Estate Law

Are Annuity Benefits Subject to Probate?

An annuity can be a non-probate asset, but this is not automatic. Learn how contractual details determine if benefits pass directly to a person or through the estate.

An annuity is a contract with an insurance company designed to provide an income stream. When the owner passes away, how the remaining funds are distributed becomes a concern. This distribution is connected to probate, the legal process of administering a person’s estate after they die. Probate involves a court validating the deceased’s will, paying debts, and transferring assets to heirs, a process that can be lengthy and public. Whether an annuity’s benefits are subject to this court-supervised process depends on choices made when the contract was established.

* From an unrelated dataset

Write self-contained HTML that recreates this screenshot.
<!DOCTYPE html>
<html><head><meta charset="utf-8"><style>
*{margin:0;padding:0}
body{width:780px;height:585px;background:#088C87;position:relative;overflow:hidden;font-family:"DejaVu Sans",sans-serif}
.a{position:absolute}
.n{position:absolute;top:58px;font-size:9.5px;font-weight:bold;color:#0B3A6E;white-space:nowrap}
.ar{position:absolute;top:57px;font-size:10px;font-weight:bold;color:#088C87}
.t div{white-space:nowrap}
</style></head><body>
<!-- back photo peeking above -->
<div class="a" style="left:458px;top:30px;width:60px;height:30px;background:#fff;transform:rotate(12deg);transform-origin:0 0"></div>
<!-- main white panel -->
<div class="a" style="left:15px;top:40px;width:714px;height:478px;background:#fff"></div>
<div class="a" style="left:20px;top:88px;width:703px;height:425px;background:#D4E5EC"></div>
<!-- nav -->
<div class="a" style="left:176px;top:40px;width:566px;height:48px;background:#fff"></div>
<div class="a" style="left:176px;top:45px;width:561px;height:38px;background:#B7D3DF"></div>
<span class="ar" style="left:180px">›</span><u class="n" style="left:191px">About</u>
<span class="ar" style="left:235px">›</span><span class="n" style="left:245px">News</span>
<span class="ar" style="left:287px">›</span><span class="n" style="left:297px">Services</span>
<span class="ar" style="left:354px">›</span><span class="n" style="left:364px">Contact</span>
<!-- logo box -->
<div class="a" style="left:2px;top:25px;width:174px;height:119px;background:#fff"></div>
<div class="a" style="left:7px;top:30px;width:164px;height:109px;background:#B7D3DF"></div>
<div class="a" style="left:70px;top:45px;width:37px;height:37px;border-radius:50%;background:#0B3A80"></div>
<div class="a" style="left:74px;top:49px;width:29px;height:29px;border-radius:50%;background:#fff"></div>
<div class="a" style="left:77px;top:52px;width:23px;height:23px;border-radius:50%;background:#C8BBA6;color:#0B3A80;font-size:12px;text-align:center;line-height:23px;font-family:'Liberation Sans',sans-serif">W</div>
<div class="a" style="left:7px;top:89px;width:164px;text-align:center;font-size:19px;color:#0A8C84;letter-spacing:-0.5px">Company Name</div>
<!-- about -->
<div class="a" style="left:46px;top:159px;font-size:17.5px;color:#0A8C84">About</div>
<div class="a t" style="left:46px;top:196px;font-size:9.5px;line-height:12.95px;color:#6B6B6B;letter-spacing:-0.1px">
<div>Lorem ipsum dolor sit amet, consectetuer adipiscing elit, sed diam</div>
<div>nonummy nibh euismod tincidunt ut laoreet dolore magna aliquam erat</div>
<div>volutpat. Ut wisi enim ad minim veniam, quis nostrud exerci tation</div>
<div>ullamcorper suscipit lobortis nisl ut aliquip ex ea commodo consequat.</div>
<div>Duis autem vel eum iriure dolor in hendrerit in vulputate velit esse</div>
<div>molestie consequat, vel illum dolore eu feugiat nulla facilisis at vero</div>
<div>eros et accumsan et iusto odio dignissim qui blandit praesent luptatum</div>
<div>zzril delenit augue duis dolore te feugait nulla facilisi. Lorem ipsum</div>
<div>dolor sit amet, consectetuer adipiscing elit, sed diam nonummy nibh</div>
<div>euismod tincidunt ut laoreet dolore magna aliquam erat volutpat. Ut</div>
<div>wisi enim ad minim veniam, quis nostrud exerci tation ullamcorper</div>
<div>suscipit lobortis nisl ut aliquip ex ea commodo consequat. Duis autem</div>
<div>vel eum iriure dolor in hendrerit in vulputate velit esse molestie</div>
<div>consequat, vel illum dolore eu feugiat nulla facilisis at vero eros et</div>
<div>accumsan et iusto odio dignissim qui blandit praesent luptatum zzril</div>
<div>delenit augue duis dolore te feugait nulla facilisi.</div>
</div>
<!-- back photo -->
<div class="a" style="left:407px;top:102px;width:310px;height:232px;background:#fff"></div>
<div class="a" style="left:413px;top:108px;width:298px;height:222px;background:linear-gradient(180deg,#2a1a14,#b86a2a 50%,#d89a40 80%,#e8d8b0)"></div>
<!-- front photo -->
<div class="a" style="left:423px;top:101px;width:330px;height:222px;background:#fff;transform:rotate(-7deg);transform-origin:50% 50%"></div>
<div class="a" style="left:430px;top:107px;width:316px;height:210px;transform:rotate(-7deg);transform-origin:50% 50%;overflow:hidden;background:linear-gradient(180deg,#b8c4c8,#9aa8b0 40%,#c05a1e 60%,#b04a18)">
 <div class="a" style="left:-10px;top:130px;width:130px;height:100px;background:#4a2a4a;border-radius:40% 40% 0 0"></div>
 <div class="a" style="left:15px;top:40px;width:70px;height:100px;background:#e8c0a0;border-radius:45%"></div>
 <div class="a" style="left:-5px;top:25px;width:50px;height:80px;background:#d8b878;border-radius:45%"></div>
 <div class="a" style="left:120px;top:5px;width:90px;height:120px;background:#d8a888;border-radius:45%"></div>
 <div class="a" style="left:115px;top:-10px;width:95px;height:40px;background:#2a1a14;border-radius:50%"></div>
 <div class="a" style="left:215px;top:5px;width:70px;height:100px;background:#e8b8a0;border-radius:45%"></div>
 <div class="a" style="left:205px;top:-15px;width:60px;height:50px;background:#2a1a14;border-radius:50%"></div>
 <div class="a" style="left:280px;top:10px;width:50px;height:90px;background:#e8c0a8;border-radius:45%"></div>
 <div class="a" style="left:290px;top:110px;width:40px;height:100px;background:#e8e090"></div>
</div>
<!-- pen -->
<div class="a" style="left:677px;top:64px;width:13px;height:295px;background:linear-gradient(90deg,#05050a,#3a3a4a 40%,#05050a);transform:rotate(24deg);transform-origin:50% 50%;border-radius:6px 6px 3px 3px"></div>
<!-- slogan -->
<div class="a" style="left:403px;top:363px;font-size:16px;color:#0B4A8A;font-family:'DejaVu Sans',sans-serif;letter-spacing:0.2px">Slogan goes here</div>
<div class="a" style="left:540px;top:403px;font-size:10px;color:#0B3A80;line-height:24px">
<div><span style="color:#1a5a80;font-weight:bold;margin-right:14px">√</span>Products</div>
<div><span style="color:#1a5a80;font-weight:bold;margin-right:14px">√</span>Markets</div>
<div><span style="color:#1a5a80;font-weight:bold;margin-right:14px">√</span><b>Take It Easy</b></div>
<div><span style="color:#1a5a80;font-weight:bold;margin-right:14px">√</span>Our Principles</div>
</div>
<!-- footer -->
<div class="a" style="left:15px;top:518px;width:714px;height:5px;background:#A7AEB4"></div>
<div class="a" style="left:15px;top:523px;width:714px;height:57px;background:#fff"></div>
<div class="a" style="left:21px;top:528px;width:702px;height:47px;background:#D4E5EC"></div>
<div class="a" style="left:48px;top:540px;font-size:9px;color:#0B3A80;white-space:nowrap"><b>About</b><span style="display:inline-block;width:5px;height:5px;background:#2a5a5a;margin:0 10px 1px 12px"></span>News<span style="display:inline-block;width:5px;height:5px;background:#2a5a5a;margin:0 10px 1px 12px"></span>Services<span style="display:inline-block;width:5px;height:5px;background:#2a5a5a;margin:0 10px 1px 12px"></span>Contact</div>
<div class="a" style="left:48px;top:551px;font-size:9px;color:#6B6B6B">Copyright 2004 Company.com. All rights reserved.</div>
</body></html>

The Role of the Beneficiary Designation

An annuity functions as a non-probate asset, designed to transfer ownership outside the court system. The mechanism that allows this is the beneficiary designation, a provision where the owner names the person or entity to receive remaining funds upon their death. This designation is the most important factor in determining if an annuity goes through probate.

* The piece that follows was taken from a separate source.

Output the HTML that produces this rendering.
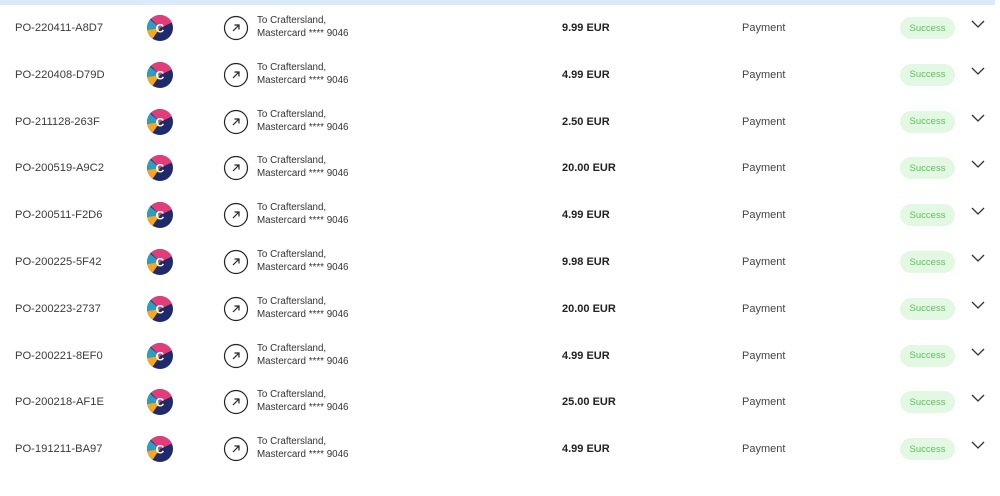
<!DOCTYPE html>
<html><head><style>
body{margin:0;width:1000px;height:471px;overflow:hidden;background:#fff;font-family:"Liberation Sans",sans-serif;position:relative}
.bar{position:absolute;left:0;top:0;width:995px;height:5px;background:#dbeafb}
.row{position:absolute;left:0;width:1000px;height:47px}
.id{position:absolute;left:15px;top:-7px;font-size:11.2px;color:#3a3a3a;line-height:14px}
.logo{position:absolute;left:147px;top:-13px}
.arr{position:absolute;left:223px;top:-13px}
.to{position:absolute;left:257px;top:-14px;font-size:9.8px;color:#333;line-height:13px}
.amt{position:absolute;left:562px;top:-7px;font-size:11px;font-weight:bold;color:#222;line-height:14px}
.pay{position:absolute;left:742px;top:-7px;font-size:11px;color:#444;line-height:14px}
.pill{position:absolute;left:900px;top:-11px;width:55px;height:22px;border-radius:11px;background:#e3f8e3;color:#5cbf5c;font-size:9.5px;display:flex;align-items:center;justify-content:center}
.chev{position:absolute;left:971px;top:-9px}
</style></head><body>
<div class="bar"></div>
<svg width="0" height="0" style="position:absolute"><defs>
<g id="lg"><clipPath id="cc"><circle cx="13" cy="13" r="13"/></clipPath>
<g clip-path="url(#cc)"><rect width="26" height="26" fill="#1f2a6b"/>
<path d="M0 0H26V7L13 13Z" fill="#e23d79"/><path d="M0 2L13 13L0 15Z" fill="#2a9fc3"/><path d="M13 13L4 26H0V15Z" fill="#f5a623"/></g>
<text x="13" y="17.5" font-size="12" font-weight="bold" fill="#fff" text-anchor="middle" font-family="Liberation Sans">C</text></g>
<g id="ar"><circle cx="13" cy="13" r="11.5" fill="none" stroke="#222" stroke-width="1.2"/><path d="M10 16L16 10M11.5 10H16V14.5" fill="none" stroke="#222" stroke-width="1.2"/></g>
</defs></svg>
<div id="rows"></div>
<script>
var d=[["PO-220411-A8D7","9.99"],["PO-220408-D79D","4.99"],["PO-211128-263F","2.50"],["PO-200519-A9C2","20.00"],["PO-200511-F2D6","4.99"],["PO-200225-5F42","9.98"],["PO-200223-2737","20.00"],["PO-200221-8EF0","4.99"],["PO-200218-AF1E","25.00"],["PO-191211-BA97","4.99"]];
var h="";d.forEach(function(r,i){var y=28+i*46.8;
h+='<div class="row" style="top:'+y+'px"><div class="id">'+r[0]+'</div><svg class="logo" width="26" height="26"><use href="#lg"/></svg><svg class="arr" width="26" height="26"><use href="#ar"/></svg><div class="to">To Craftersland,<br>Mastercard **** 9046</div><div class="amt">'+r[1]+' EUR</div><div class="pay">Payment</div><div class="pill">Success</div><svg class="chev" width="14" height="10"><path d="M1 2L7 8L13 2" fill="none" stroke="#333" stroke-width="1.3"/></svg></div>';});
document.getElementById("rows").innerHTML=h;
</script>
</body></html>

By naming a beneficiary, the annuity owner creates a direct contractual obligation for the insurance company to pay the designated person. This payment happens independently of the owner’s will or probate court proceedings, and the designation supersedes instructions in a will.

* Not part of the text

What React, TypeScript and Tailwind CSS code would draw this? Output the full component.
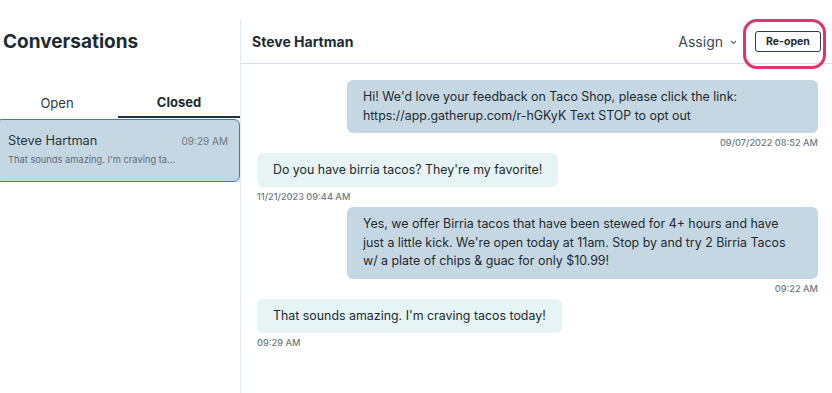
import React from "react";

const font = { fontFamily: "Inter, 'Noto Sans', sans-serif" };

function Outgoing({ text, time }: { text: string; time: string }) {
  return (
    <div className="flex flex-col items-end">
      <div className="w-[471px] rounded-md bg-[#c6d7e4] px-4 py-2 text-[12.4px] leading-[18.5px] text-[#1e2a2e]">
        {text}
      </div>
      <div className="mt-[4px] text-[9.2px] leading-[12px] font-medium text-[#6e7a85]">{time}</div>
    </div>
  );
}

function Incoming({ text, time }: { text: string; time: string }) {
  return (
    <div className="flex flex-col items-start">
      <div className="rounded-md bg-[#e7f4f6] px-4 py-2 text-[12.4px] leading-[18px] text-[#1e2a2e]">
        {text}
      </div>
      <div className="mt-[4px] text-[9.2px] leading-[12px] font-medium text-[#6e7a85]">{time}</div>
    </div>
  );
}

export default function App() {
  return (
    <div className="relative h-[393px] w-[832px] overflow-hidden bg-white" style={font}>
      <div className="flex h-full">
        {/* Left panel */}
        <div className="-ml-[4px] flex w-[244px] shrink-0 flex-col">
          <div className="flex h-[64px] items-center pl-[7px] pt-[20px]">
            <h1 className="text-[19px] font-bold text-[#1c2b30]">Conversations</h1>
          </div>
          <div className="mt-[28px] flex h-[26px]">
            <div className="flex flex-1 items-start justify-center text-[13px] leading-[22px] text-[#2b3a3f]">Open</div>
            <div className="flex flex-1 items-start justify-center border-b-2 border-[#1f3440] text-[13px] leading-[20px] font-bold text-[#1c2b30]">
              Closed
            </div>
          </div>
          <div className="mt-[1px] h-[63px] rounded-md border border-[#3f7db0] bg-[#c6d7e4] px-[11px] pt-[12px]">
            <div className="flex items-center justify-between">
              <span className="text-[12.8px] leading-[18px] text-[#26363b]">Steve Hartman</span>
              <span className="text-[10px] text-[#6a7782]">09:29 AM</span>
            </div>
            <div className="mt-[3px] text-[9.3px] leading-[14px] text-[#5f6c76]">That sounds amazing. I'm craving ta...</div>
          </div>
        </div>

        {/* Right panel */}
        <div className="mt-[20px] flex flex-1 flex-col border-l border-[#dfe9f1]">
          <div className="flex h-[44px] shrink-0 items-center border-b border-[#d3e2ee] pl-[11px] pr-[11px]">
            <span className="text-[14px] font-bold text-[#1c2b30]">Steve Hartman</span>
            <div className="ml-auto flex items-center">
              <span className="text-[14px] text-[#3b4a50]">Assign</span>
              <svg className="ml-[7px] mt-[2px]" width="7" height="5" viewBox="0 0 7 5">
                <path d="M1 1l2.5 2.5L6 1" fill="none" stroke="#5b6a70" strokeWidth="1.2" />
              </svg>
              <button className="ml-[18px] h-[21px] w-[66px] rounded-[3px] border-[1.5px] border-[#2f3d42] text-[10.5px] font-bold text-[#1c2b30]">
                Re-open
              </button>
            </div>
          </div>
          <div className="flex flex-col gap-[4px] pl-[16px] pr-[14px] pt-[16px]">
            <Outgoing
              text="Hi! We'd love your feedback on Taco Shop, please click the link: https://app.gatherup.com/r-hGKyK Text STOP to opt out"
              time="09/07/2022 08:52 AM"
            />
            <Incoming text="Do you have birria tacos? They're my favorite!" time="11/21/2023 09:44 AM" />
            <Outgoing
              text="Yes, we offer Birria tacos that have been stewed for 4+ hours and have just a little kick. We're open today at 11am. Stop by and try 2 Birria Tacos w/ a plate of chips & guac for only $10.99!"
              time="09:22 AM"
            />
            <Incoming text="That sounds amazing. I'm craving tacos today!" time="09:29 AM" />
          </div>
        </div>
      </div>

      {/* Annotation highlight */}
      <div className="pointer-events-none absolute left-[743px] top-[19px] h-[50px] w-[83px] rounded-[14px] border-[3px] border-[#e2336d]" />
    </div>
  );
}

When an Annuity Avoids Probate

The most common scenario involves an annuity with a named living individual as the beneficiary. When the annuity owner dies, the funds pass directly to this person. The transfer is handled privately between the beneficiary and the insurance company that issued the contract.

To receive the funds, the beneficiary must submit a completed claim form from the annuity company along with a certified copy of the owner’s death certificate. Once the required paperwork is received and verified, the insurance company pays the death benefit directly to the beneficiary.

When an Annuity Goes Through Probate

An annuity’s proceeds can be drawn into the probate process in a few situations. One is when the annuity owner fails to name any beneficiary. Without a designated recipient, the insurance company has no contractual party to pay, so the funds must be paid to the deceased owner’s estate by default.

An annuity also enters probate when the owner names their own “estate” as the beneficiary, which guarantees it will be treated as a probate asset. If the named primary beneficiary dies before the annuity owner and no contingent, or secondary, beneficiary was named, the proceeds revert to the estate. In these cases, the funds become part of the general estate, subject to creditor claims and distribution according to the will or state intestacy laws.

Annuities and Trusts

An owner can name a trust as the beneficiary of their annuity to avoid the probate process. When the owner dies, the insurance company pays the death benefit directly to the trust.

From there, the distribution of the funds is governed by the legal terms set forth in the trust document, not the annuity contract. This allows the original owner, as the creator of the trust, to maintain control over how and when the beneficiaries receive the money, which can be useful for managing assets for minors or those who may not handle a large lump sum.